The Company will not close the LIFE Offering unless the Company reasonably believes it has raised sufficient funds to meet its business objectives and liquidity requirements for a period of 12 months following the distribution.
The Company will not allocate the available funds from the LIFE Offering to an acquisition that is a significant acquisition or restructuring transaction under securities law or to any other transaction for which the Company seeks security holder approval.
CAUTIONARY STATEMENT REGARDING FORWARD-LOOKING INFORMATION
This Offering Document contains "forward-looking information" within the meaning of applicable Canadian securities laws and "forward-looking statements" within the meaning of applicable U.S. securities laws (collectively, "forward-looking information"), which is based upon the Company's current expectations, estimates, projections, assumptions and beliefs. Forward-looking information is made as of the date of this Offering Document. Forward-looking information in this Offering Document includes, but is not limited to, statements regarding: the anticipated terms and timing of the Offering, including the expected closing of the Public Offering and the LIFE Offering; the expected use of proceeds and the Company's use of available funds following completion of each of the Public Offering and the Life Offering; the development, scale-up and commercialization of the Company's technology, including anticipated timelines, costs and outcomes; the advancement of pilot plant operations and demonstration-scale development (including the FOAK Plant, as defined below); and the Company's business plans, objectives and strategy.
Forward-looking information relates to future events and future performance and is based on information currently available to the Company. Such statements are often, but not always, identified by the use of words such as "plans", "expects", "potential", "is expected", "anticipated", "targets", "estimates", "forecasts", "intends", "believes", or similar expressions, including negative variations thereof, or statements that certain events or conditions "may", "could", "would", "might" or "will" occur.

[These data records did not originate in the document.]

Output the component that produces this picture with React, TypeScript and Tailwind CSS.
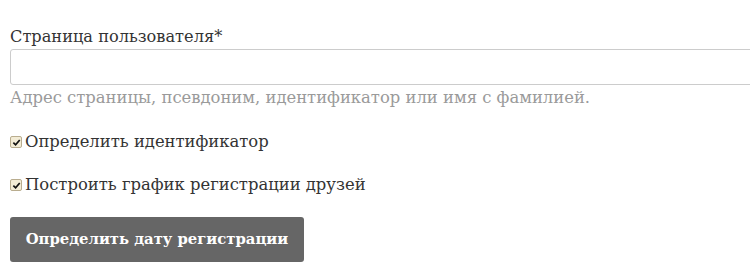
const Check = ({ label }: { label: string }) => (
  <label className="flex items-center gap-[3px] text-[16.4px] leading-[22px] text-[#333]">
    <span className="flex h-[12px] w-[12px] items-center justify-center rounded-[2px] border border-[#b9ad8f] bg-[#f3ecd6]">
      <svg viewBox="0 0 10 10" className="h-[9px] w-[9px]">
        <path d="M1.5 5.2 L4 7.6 L8.6 2.2" fill="none" stroke="#111" strokeWidth="1.9" />
      </svg>
    </span>
    {label}
  </label>
);

export default function App() {
  return (
    <div
      className="h-[277px] w-[750px] overflow-hidden bg-white pl-[10px] pt-[26px]"
      style={{ fontFamily: '"DejaVu Serif", serif' }}
    >
      <div className="text-[16.2px] leading-[22px] text-[#333]">Страница пользователя*</div>
      <div className="mt-[1px] h-[36px] w-[760px] rounded-[3px] border border-[#cccccc] bg-white" />
      <div className="mt-[2px] text-[16.4px] leading-[22px] text-[#9a9a9a]">
        Адрес страницы, псевдоним, идентификатор или имя с фамилией.
      </div>
      <div className="mt-[22px] flex flex-col gap-[21px]">
        <Check label="Определить идентификатор" />
        <Check label="Построить график регистрации друзей" />
      </div>
      <button className="mt-[21px] h-[45px] w-[294px] rounded-[3px] bg-[#666666] text-[14.8px] font-bold text-white">
        Определить дату регистрации
      </button>
    </div>
  );
}
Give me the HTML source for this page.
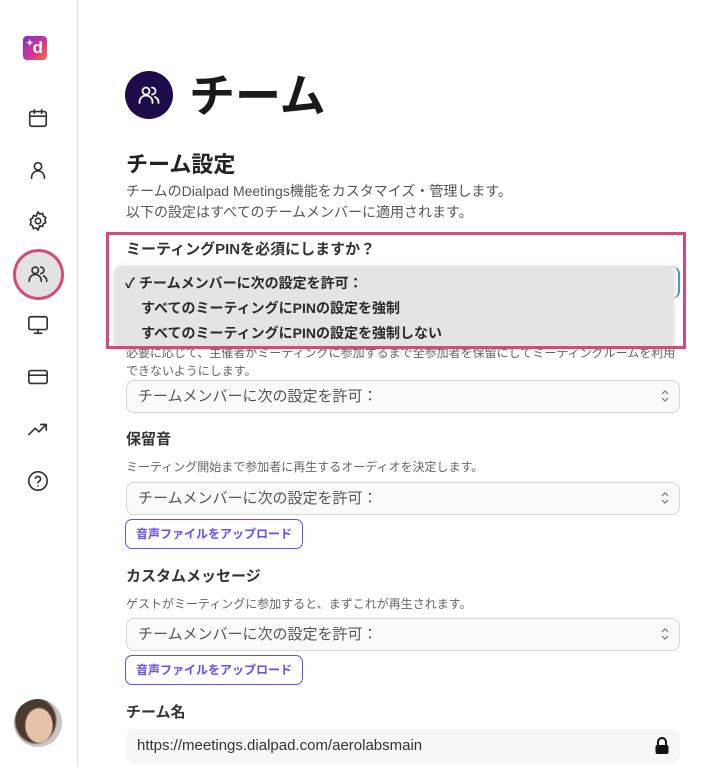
<!DOCTYPE html>
<html><head><meta charset="utf-8"><style>
*{margin:0;padding:0;box-sizing:border-box}
body{width:718px;height:767px;overflow:hidden;background:#fff;font-family:"Liberation Sans","Noto Sans CJK JP",sans-serif;color:#222;position:relative}
.abs{position:absolute}
.side{left:0;top:0;width:78px;height:767px;border-right:1px solid #ddd;background:#fff}
.ic{position:absolute;left:27px;width:22px;height:22px}
.ic svg{width:22px;height:22px;fill:none;stroke:#333;stroke-width:1.8;stroke-linecap:round;stroke-linejoin:round}
.t{position:absolute;white-space:nowrap}
.sel{position:absolute;left:126px;width:554px;height:33px;border:1px solid #d6d6d6;border-radius:8px;background:#fafafa;font-size:15px;color:#555;padding:6px 11px;line-height:20px}
.sel .ar{position:absolute;right:10px;top:8px;width:8px;height:14px}
.btn{position:absolute;left:125px;width:178px;height:30px;border:1px solid #6a4cf5;border-radius:7px;color:#6a4cf5;font-size:12px;font-weight:bold;text-align:center;line-height:28px}
.h{font-size:15px;font-weight:bold;color:#333}
.d{font-size:12px;color:#666}
</style></head><body>
<div class="abs side">
  <div class="abs" style="left:23px;top:36px;width:24px;height:24px;border-radius:4px;background:linear-gradient(135deg,#7b2fd0,#d8358a 60%,#f07a3a);color:#fff;font-weight:bold;font-size:17px;line-height:24px;text-align:right;padding-right:4px">d<span style="position:absolute;left:3px;top:-5px;font-size:9px">✦</span></div>
  <div class="ic" style="top:107px"><svg viewBox="0 0 24 24"><rect x="3" y="5" width="18" height="16" rx="2"/><path d="M3 10h18M8 3v4M16 3v4"/></svg></div>
  <div class="ic" style="top:159px"><svg viewBox="0 0 24 24"><circle cx="12" cy="8" r="4"/><path d="M5 21v-1a7 7 0 0 1 14 0v1"/></svg></div>
  <div class="ic" style="top:210px"><svg viewBox="0 0 24 24"><circle cx="12" cy="12" r="3"/><path d="M12 2l2 2.5 3-.8.8 3 2.7 1.3-1 2.9 1 2.9-2.7 1.3-.8 3-3-.8L12 22l-2-2.5-3 .8-.8-3L3.5 16l1-2.9-1-2.9 2.7-1.3.8-3 3 .8z"/></svg></div>
  <div class="abs" style="left:13px;top:249px;width:51px;height:51px;border-radius:50%;background:#e2e2e2;border:3px solid #d44a7a"></div>
  <div class="ic" style="top:263px"><svg viewBox="0 0 24 24"><circle cx="9" cy="8" r="3.5"/><path d="M2.5 20v-1a6.5 6.5 0 0 1 13 0v1M15 4.5a3.5 3.5 0 0 1 0 7M18 14a6 6 0 0 1 3.5 5.5v.5"/></svg></div>
  <div class="ic" style="top:314px"><svg viewBox="0 0 24 24"><rect x="2" y="3" width="20" height="14" rx="2"/><path d="M12 17v4M8 21h8"/></svg></div>
  <div class="ic" style="top:366px"><svg viewBox="0 0 24 24"><rect x="2" y="5" width="20" height="14" rx="2"/><path d="M2 10h20"/></svg></div>
  <div class="ic" style="top:419px"><svg viewBox="0 0 24 24"><path d="M2 17l7-7 4 4 8-8M15 6h6v6"/></svg></div>
  <div class="ic" style="top:470px"><svg viewBox="0 0 24 24"><circle cx="12" cy="12" r="10"/><path d="M9.1 9a3 3 0 0 1 5.8 1c0 2-3 2.5-3 4M12 17.5h.01"/></svg></div>
  <div class="abs" style="left:14px;top:699px;width:48px;height:48px;border-radius:50%;background:radial-gradient(ellipse 30% 38% at 52% 55%,#e6c3a8 0 90%,transparent 100%),radial-gradient(ellipse 45% 50% at 45% 45%,#4a3a30 0 90%,transparent 100%),#c8c6c2"></div>
</div>
<div class="abs" style="left:125px;top:71px;width:48px;height:48px;border-radius:50%;background:#1d0b4c"><svg viewBox="0 0 24 24" style="position:absolute;left:12px;top:12px;width:24px;height:24px;fill:none;stroke:#fff;stroke-width:1.8;stroke-linecap:round"><circle cx="9" cy="8" r="3.5"/><path d="M2.5 20v-1a6.5 6.5 0 0 1 13 0v1M15 4.5a3.5 3.5 0 0 1 0 7M18 14a6 6 0 0 1 3.5 5.5v.5"/></svg></div>
<div class="t" style="left:189px;top:66px;font-size:46px;font-weight:bold;color:#1a1a1a;line-height:60px">チーム</div>
<div class="t" style="left:126px;top:150px;font-size:22px;font-weight:bold;color:#222;line-height:30px">チーム設定</div>
<div class="t" style="left:126px;top:181px;font-size:14px;color:#555;line-height:21px">チームのDialpad Meetings機能をカスタマイズ・管理します。<br>以下の設定はすべてのチームメンバーに適用されます。</div>
<div class="t h" style="left:126px;top:240px;line-height:20px">ミーティングPINを必須にしますか？</div>
<div class="abs" style="left:126px;top:266px;width:554px;height:33px;border:1px solid #d6d6d6;border-right:2px solid #4a90e2;border-radius:8px;background:#fafafa"></div>
<div class="t d" style="left:126px;top:344px;line-height:18px;width:554px;overflow:hidden">必要に応じて、主催者がミーティングに参加するまで全参加者を保留にしてミーティングルームを利用<br>できないようにします。</div>
<div class="abs" style="left:115px;top:266px;width:558px;height:80px;background:#e4e4e4;border-radius:5px;box-shadow:0 2px 6px rgba(0,0,0,.2);font-size:14px;font-weight:bold;color:#2a2a2a;line-height:25px;padding-top:5px">
  <div style="padding-left:10px">✓ チームメンバーに次の設定を許可：</div>
  <div style="padding-left:26px">すべてのミーティングにPINの設定を強制</div>
  <div style="padding-left:26px">すべてのミーティングにPINの設定を強制しない</div>
</div>
<div class="abs" style="left:106px;top:232px;width:580px;height:117px;border:3px solid #d44a7a"></div>
<div class="sel" style="top:380px">チームメンバーに次の設定を許可：<svg class="ar" viewBox="0 0 8 14"><path d="M1 5l3-3 3 3M1 9l3 3 3-3" fill="none" stroke="#777" stroke-width="1.2"/></svg></div>
<div class="t h" style="left:126px;top:430px;line-height:20px">保留音</div>
<div class="t d" style="left:126px;top:458px;line-height:18px">ミーティング開始まで参加者に再生するオーディオを決定します。</div>
<div class="sel" style="top:482px">チームメンバーに次の設定を許可：<svg class="ar" viewBox="0 0 8 14"><path d="M1 5l3-3 3 3M1 9l3 3 3-3" fill="none" stroke="#777" stroke-width="1.2"/></svg></div>
<div class="btn" style="top:519px">音声ファイルをアップロード</div>
<div class="t h" style="left:126px;top:567px;line-height:20px">カスタムメッセージ</div>
<div class="t d" style="left:126px;top:595px;line-height:18px">ゲストがミーティングに参加すると、まずこれが再生されます。</div>
<div class="sel" style="top:618px">チームメンバーに次の設定を許可：<svg class="ar" viewBox="0 0 8 14"><path d="M1 5l3-3 3 3M1 9l3 3 3-3" fill="none" stroke="#777" stroke-width="1.2"/></svg></div>
<div class="btn" style="top:655px">音声ファイルをアップロード</div>
<div class="t h" style="left:126px;top:703px;line-height:20px">チーム名</div>
<div class="abs" style="left:126px;top:729px;width:554px;height:34px;border-radius:8px;background:#f6f6f6;font-size:15px;color:#333;padding:7px 11px;line-height:20px">https://meetings.dialpad.com/aerolabsmain
<svg viewBox="0 0 16 18" style="position:absolute;right:10px;top:8px;width:16px;height:18px"><path d="M4 8V5a4 4 0 0 1 8 0v3" fill="none" stroke="#111" stroke-width="2"/><rect x="1.5" y="8" width="13" height="9" rx="2" fill="#111"/></svg></div>
</body></html>
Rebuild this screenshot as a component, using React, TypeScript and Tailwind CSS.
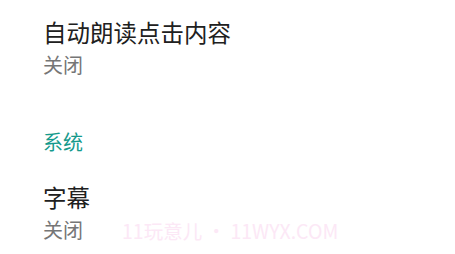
import React from 'react';

// Settings list: one plain item, a section header, another item.

const FONT = '"Noto Sans CJK SC", "Noto Sans", sans-serif';

function SettingRow({ title, summary, className }: { title: string; summary: string; className?: string }) {
  return (
    <div className={className}>
      <p className="text-[23.5px] leading-[29px] text-[#202020]">{title}</p>
      <p className="mt-[5px] text-[20px] leading-[26px] text-[#767676]">{summary}</p>
    </div>
  );
}

export default function App() {
  return (
    <div className="relative h-[254px] w-[455px] overflow-hidden bg-white" style={{ fontFamily: FONT }}>
      <div className="pl-[43px] pt-[18px]">
        <SettingRow title="自动朗读点击内容" summary="关闭" />
        <p className="mt-[50px] text-[20px] leading-[27px] text-[#169a8c]">系统</p>
        <SettingRow className="mt-[28px]" title="字幕" summary="关闭" />
      </div>
      {/* watermark */}
      <div className="absolute left-[122px] top-[218px] text-[19.5px] leading-[26px] text-[#fce8f6]">
        11玩意儿 • 11WYX.COM
      </div>
    </div>
  );
}
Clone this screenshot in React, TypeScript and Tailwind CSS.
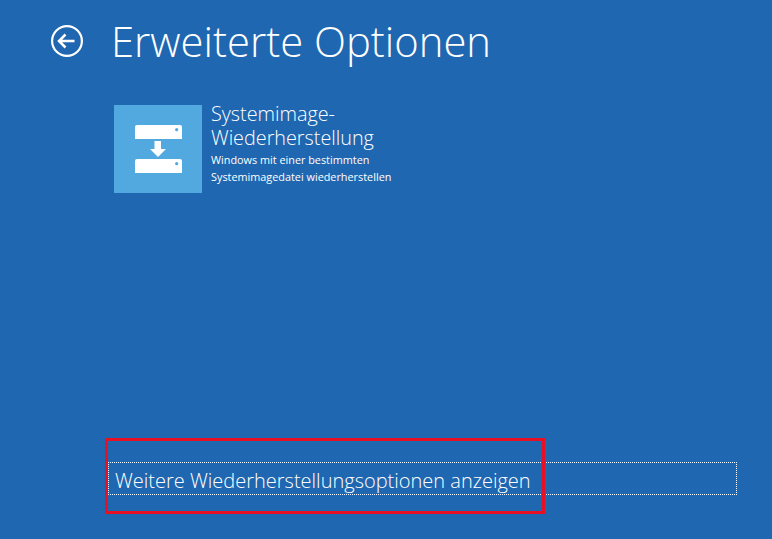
function BackIcon() {
  return (
    <svg width="34" height="34" viewBox="0 0 34 34" fill="none" stroke="white">
      <circle cx="17" cy="17" r="14.9" strokeWidth="2.2" />
      <path d="M24.5 17H9.5M15.5 10.5L9 17l6.5 6.5" strokeWidth="2.5" />
    </svg>
  );
}

function ImageIcon() {
  return (
    <svg width="47" height="48" viewBox="0 0 47 48" className="block">
      <path d="M2 0H45a2 2 0 0 1 2 2V14H0V2a2 2 0 0 1 2-2z" fill="white" />
      <circle cx="41.7" cy="4.7" r="1.6" fill="#52a9e0" />
      <path d="M19.5 16H26V24H31L23 32 15 24H19.5z" fill="white" />
      <path d="M2 34H45a2 2 0 0 1 2 2V48H0V36a2 2 0 0 1 2-2z" fill="white" />
      <circle cx="41.7" cy="38.7" r="1.6" fill="#52a9e0" />
    </svg>
  );
}

export default function App() {
  return (
    <div className="relative flex h-[539px] w-[772px] flex-col overflow-hidden bg-[#1f67b1] font-['Open_Sans',sans-serif] text-white">
      <div className="flex h-[82px] items-center pl-[50px]">
        <BackIcon />
        <h1 className="ml-[27px] text-[41.8px] leading-none font-light">
          Erweiterte Optionen
        </h1>
      </div>

      <div className="mt-[23px] ml-[114px] flex">
        <div className="flex h-[88px] w-[88px] items-center justify-center bg-[#52a9e0] pl-px">
          <ImageIcon />
        </div>
        <div className="ml-[9px] -mt-[3px]">
          <div className="text-[19.8px] leading-[24px] font-light">
            Systemimage-
            <br />
            Wiederherstellung
          </div>
          <div className="mt-[2px] text-[10.85px] leading-[16.5px]">
            Windows mit einer bestimmten
            <br />
            Systemimagedatei wiederherstellen
          </div>
        </div>
      </div>

      <div className="mt-[269px] ml-[108px] flex h-[33px] w-[629px] items-center border border-dotted border-white pt-[5px] pl-[6px]">
        <span className="text-[20px] leading-none font-light">
          Weitere Wiederherstellungsoptionen anzeigen
        </span>
      </div>

      {/* annotation on top of the screenshot */}
      <div className="absolute top-[438px] left-[105px] h-[76px] w-[440px] border-[3px] border-[#e81123]" />
    </div>
  );
}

Forward-looking information is subject to a variety of risks and uncertainties that could cause actual results to differ materially from those expressed or implied in such information. These risks and uncertainties include, without limitation: the Company's early stage of development and limited operating history; the Company's ability to successfully develop, scale and commercialize its technology; risks associated with pilot plant operations and scale-up to demonstration and commercial systems; the Company's ability to establish commercial partnerships or licensing arrangements; the Company's ability to generate revenue and achieve profitability; the availability of additional financing on acceptable terms; fluctuations in capital markets and general economic conditions; changes in technology or competitive alternatives; regulatory and environmental risks; operational risks; and other risks described in the Company's continuous disclosure filings available under the Company's profile on SEDAR+ at www.sedarplus.ca.
In addition, forward-looking information is based on a number of assumptions, including, but not limited to: the Company's ability to execute its business plan; the availability of capital; the continued development and performance of its technology; the ability to obtain required approvals; and general economic and market conditions. These assumptions may prove to be incorrect. Forward-looking information is inherently uncertain, and actual results may differ materially from those anticipated. The Company does not provide any assurance that forward-looking information will prove to be accurate, and readers should not place undue reliance on such information.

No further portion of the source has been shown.